Paterson has estimated that his proposal would save the state and local governments outside New York City a total of $32 billion over the next 30 years. By comparison, a DC plan like Michigan’s, with the annual employer contribution capped at 7 percent of payroll, might save at least $10 billion more. But the greatest benefit of a DC system is that taxpayers would no longer bear all the financial risks associated with providing guaranteed pension benefits. For the first time, public-pension costs would become both predictable and easily understandable, and the real costs of proposed benefit increases would be completely transparent. With normal turnover, between one-quarter and one-third of state and city employees would be in the new system within a decade.

Of course, if pension reform were subject to regular contract negotiations, public-employee unions would never accept a shift to a DC plan from the guaranteed, ultra-secure DB plan. But this is a rare case in which elected officials can alter a fringe benefit without the unions’ consent—because the state’s Taylor Law, which governs public-sector labor issues, specifically prohibits collective bargaining on pensions. Retirement benefits could be changed legislatively, ensuring that future generations of New Yorkers aren’t stuck with the same pension problem.

Unfortunately, as the legislature’s 2009 regular session wound toward its June adjournment, leading politicians continued to seek union permission to make any changes. New York City mayor Michael Bloomberg has repeatedly called for the state to revert to a system in which pension benefits are collectively bargained, and Paterson made a series of costly concessions to the unions in exchange for their agreement not to oppose his modest restructuring of pension benefits. It’s time for the governor, the mayor, and other elected officials to reassert their managerial prerogatives—to understand that government unions will never voluntarily relinquish the gold-standard pensions that taxpayers can no longer afford.

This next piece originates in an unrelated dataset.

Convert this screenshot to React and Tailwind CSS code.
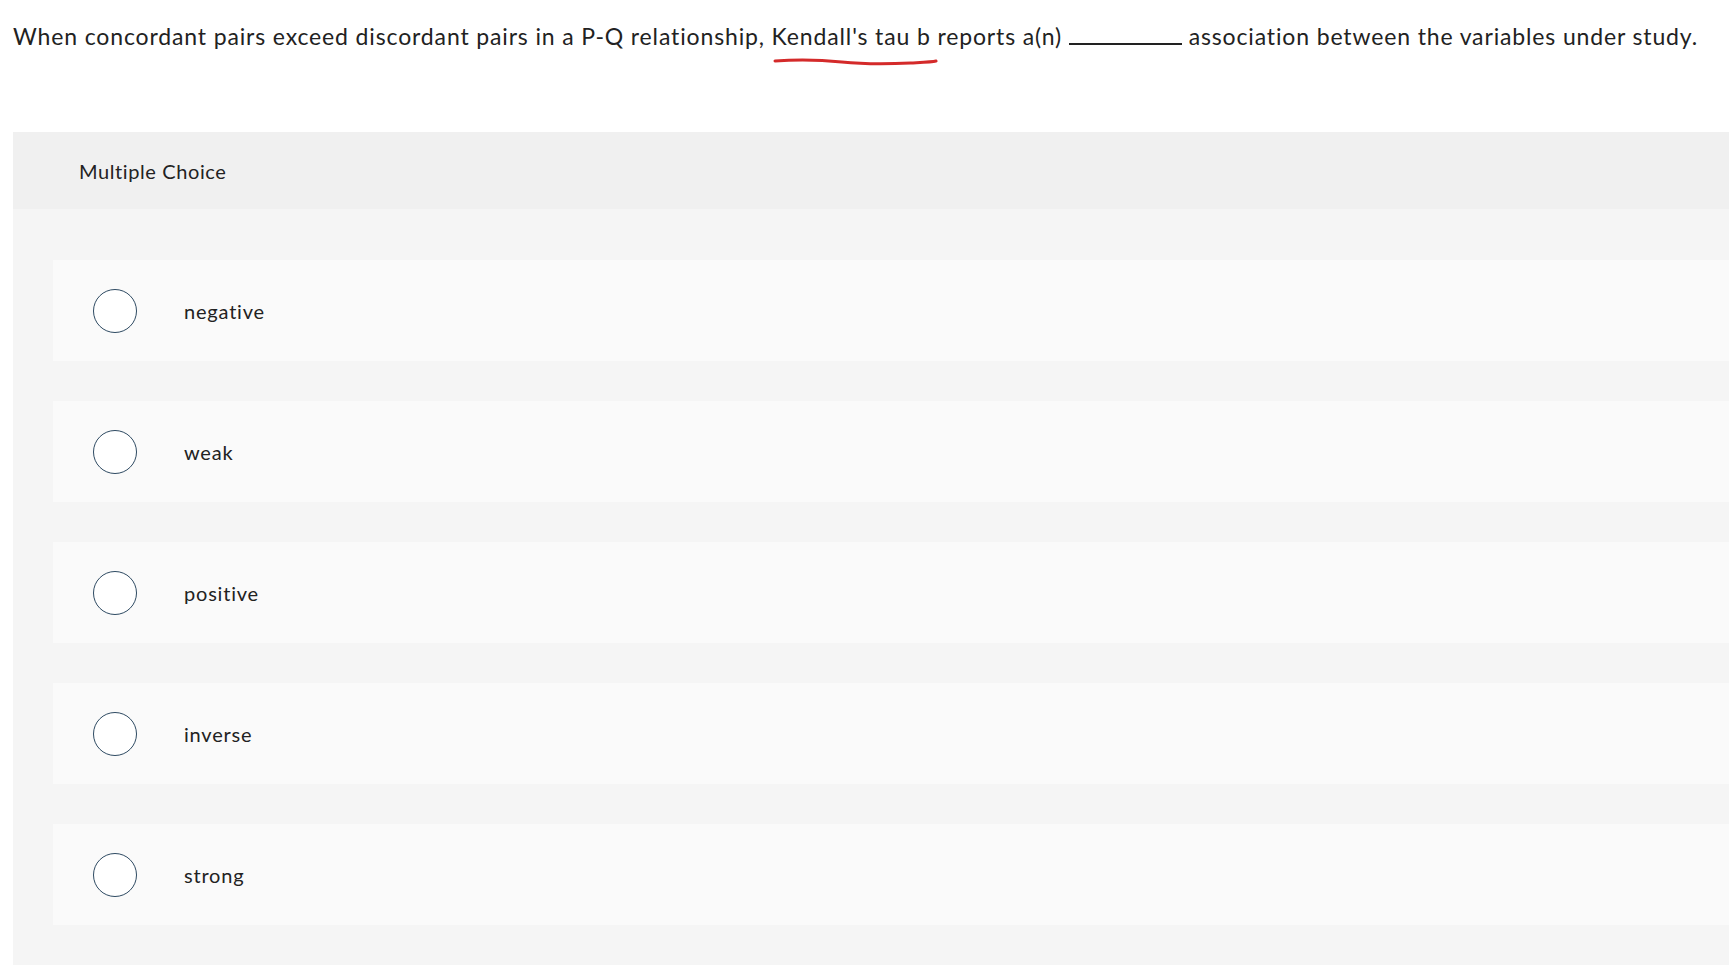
const options = ["negative", "weak", "positive", "inverse", "strong"];

export default function App() {
  return (
    <div className="min-h-screen bg-white overflow-hidden text-[#222]" style={{ fontFamily: "Lato, 'Open Sans', sans-serif" }}>
      <div className="pl-[13px] pt-[20px] text-[23px] leading-[32px] tracking-[0.86px] whitespace-nowrap">
        When concordant pairs exceed discordant pairs in a P-Q relationship,{" "}
        <span className="relative">
          Kendall's tau b
          <svg className="absolute left-[1px] top-[36px] w-[calc(100%+6px)] h-[8px]" viewBox="0 0 168 8" preserveAspectRatio="none">
            <path d="M2 3 C 30 1, 50 2, 70 4 S 120 6, 140 5 S 162 4, 166 3" fill="none" stroke="#d42a2a" strokeWidth="3" strokeLinecap="round" />
          </svg>
        </span>{" "}
        reports a(n){" "}
        <span className="inline-block w-[113px] border-b-2 border-[#222] align-baseline"></span>{" "}
        association between the variables under study.
      </div>

      <div className="ml-[13px] mt-[80px] w-[1800px] bg-[#f5f5f5]">
        <div className="h-[77px] bg-[#f0f0f0] pl-[66px] flex items-center text-[20px] tracking-[0.6px]">
          Multiple Choice
        </div>
        <div className="pt-[51px] pl-[40px] flex flex-col gap-[40px] pb-[40px]">
          {options.map((o) => (
            <div key={o} className="h-[101px] bg-[#fafafa] flex items-center pl-[40px]">
              <span className="w-[44px] h-[44px] rounded-full border border-[#2e4a62] bg-white shrink-0" />
              <span className="ml-[47px] text-[20px] tracking-[0.8px]">{o}</span>
            </div>
          ))}
        </div>
      </div>
    </div>
  );
}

While I agree with Mr. McMahon that legacy costs of gold-plated pensions will remain a massive headache for decades, his solution is to basically pass the buck to individuals through DC plans.

As I've stated many times, cheaper DC plans are not the solution since they have been performing miserably. Also, what's wrong with providing a teacher, a police officer, a fireman some retirement security?

I say New York taxes the crooks on Wall Street to fund these public pensions. The investment bankers, private equity and hedge fund managers have to share the responsibility for the underfunded status of these pension plans.


E.J. McMahon criticized these reforms stating that Teachers clean up on "pension reform".